Whether using a hand plane or a power planer, grain direction determines surface quality.

Hand planing: Always plane in the downhill grain direction. If you are getting tear-out, flip the board end-for-end and try the other direction. The correct direction produces curling shavings. The wrong direction produces chips and rough patches. Take lighter cuts on tricky grain.

Power planer and jointer: Feed the board so the cutterhead contacts the fibers in the downhill direction. For a planer, this usually means one end enters the machine cleanly while the other end tears. If both ends tear, the grain reverses in the middle — take lighter passes (1/32 inch or less) to minimize tear-out.

A freshly sharpened set of planer knives minimizes tear-out in any grain direction. Dull knives tear regardless of feed direction. Change or sharpen blades at the first sign of persistent tear-out.

Routing with the Grain

Routers spinning at 20,000+ RPM are aggressive enough to tear significant chunks when routing against the grain. The results are splintered profiles, rough edges, and chunks missing from the workpiece.

Edge routing: When routing a profile along a board edge, the grain direction changes at each corner. Two edges route cleanly; two edges tear. Route the tear-out prone edges first (usually end grain or cross-grain edges), then route the with-grain edges. The clean final pass removes the tear-out from the first passes.

Router table: At the router table, feed direction (right to left against the bit rotation) is fixed. When the grain direction conflicts with the feed direction, take lighter cuts — 1/16 inch at a time instead of full depth.

Grain Direction in Joinery

Glue surfaces: Wood glue bonds long grain to long grain extremely well — the glue penetrates between fibers and creates a joint stronger than the wood. Long grain to end grain is a weak joint — the porous end grain wicks glue deep into the fibers, starving the surface of adhesive.

This is why mortise and tenon joints are strong: the tenon cheeks (long grain) contact the mortise walls (long grain). Edge glue-ups for tabletops and panels work because both edges are long grain.

Butt joints (end grain to face grain) are weak regardless of glue type. Reinforce with dowels, biscuits, pocket holes, or mechanical fasteners.

Seasonal movement: Wood expands and contracts across the grain (width) with humidity changes, but barely moves along the grain (length). A tabletop attached rigidly across the grain to a base will crack as it tries to expand. Allow for cross-grain movement with slotted screw holes, figure-eight fasteners, or wooden buttons.

Grain Direction in Design

Strength follows the grain. A board is strong along its length (along the grain) and weak across its width (across the grain). Short-grained pieces — where the grain runs diagonally or across a narrow section — break easily.

Design parts so the grain runs along the longest dimension:

  • Table legs: grain runs vertically (along the leg)
  • Chair rails: grain runs horizontally (along the rail)
  • Curved parts: grain follows the curve as closely as possible

If the grain runs across a narrow section (short grain), that section is a weak point. The arm of a chair, the neck of a guitar, and the handle of a wooden mallet all need grain running along their length to avoid breaking.

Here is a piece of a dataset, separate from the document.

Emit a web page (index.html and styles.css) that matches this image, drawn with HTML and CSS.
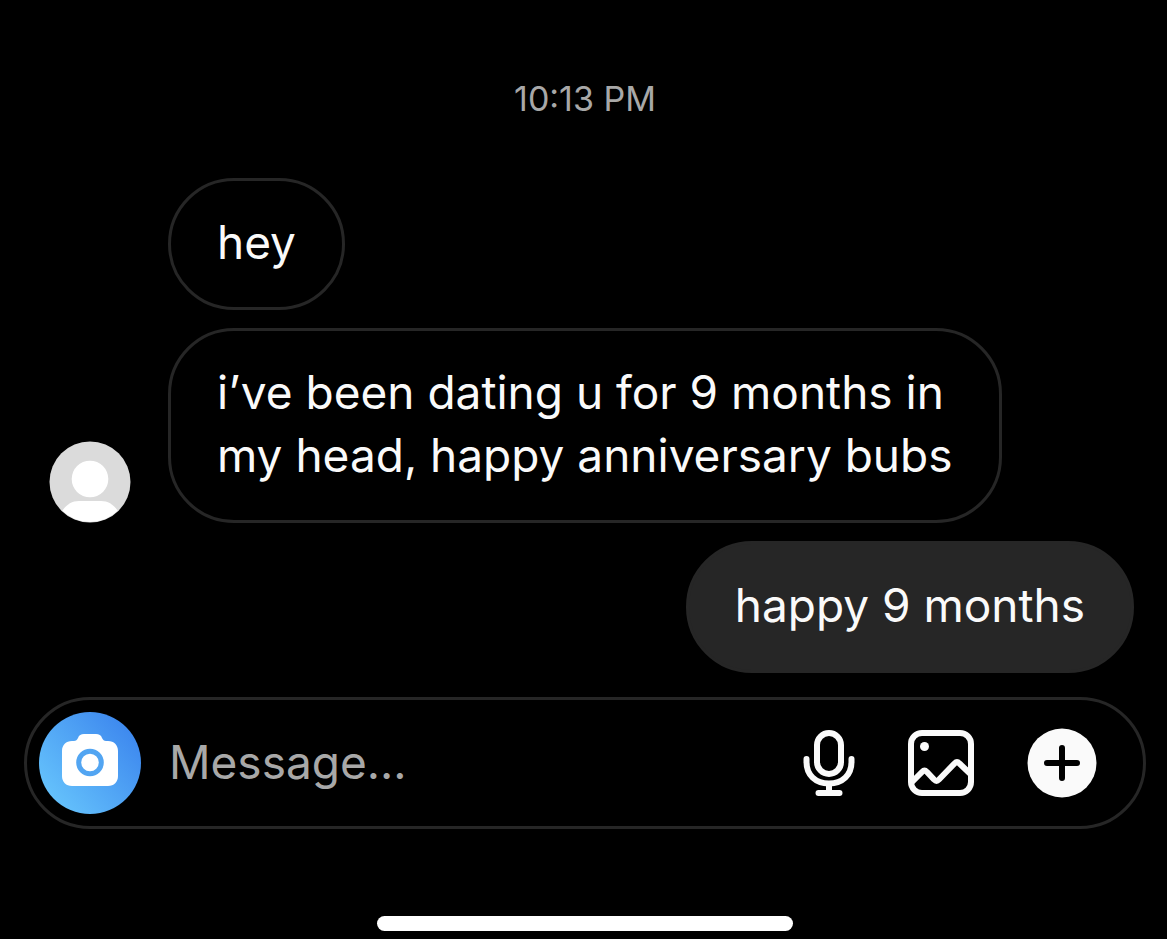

Grain Matching for Appearance

Adjacent boards in a panel or door should have similar grain patterns for visual continuity. This is called grain matching:

Book matching: Sequential boards from the same plank, opened like a book. The grain patterns mirror each other. Standard for tabletop panels and cabinet doors.

Slip matching: Sequential boards placed side by side without flipping. The grain patterns repeat rather than mirror. Used for wall panels and wide surfaces.

Random matching: No attention to grain pattern continuity. Acceptable for utilitarian projects (workbench tops, shop shelving) but poor for furniture.

At the hardwood dealer or lumber yard, select boards from the same plank whenever possible. The color and grain pattern will match naturally.

Practical Tips

  1. Mark grain direction arrows on every board with a pencil as soon as you examine it. This saves time when feeding through the planer or setting up the hand plane.
  2. Plane or joint one face first, checking for tear-out. If the grain direction is wrong, flip the board and try the other direction.
  3. Use a card scraper on areas with reversing grain where neither direction planes smoothly. A scraper shears the fibers cleanly regardless of direction.
  4. Take light cuts on figured wood (curly maple, quilted sapele, interlocked grain). Heavy cuts guaranteed tear-out on these species. Multiple light passes produce the same result without damage.
  5. Sharpen your tools. A razor-sharp chisel, plane iron, or router bit cuts cleanly in mild against-the-grain situations. A dull tool tears even with the grain.

Bottom Line

Read the grain before every operation. Plane, route, and sand with the grain whenever possible. Take lighter cuts when grain direction conflicts with tool direction. Orient grain along the length of every part for maximum strength. Glue long grain to long grain for strong joints. These habits cost nothing, take seconds to implement, and improve the quality of every surface, joint, and finished project you build.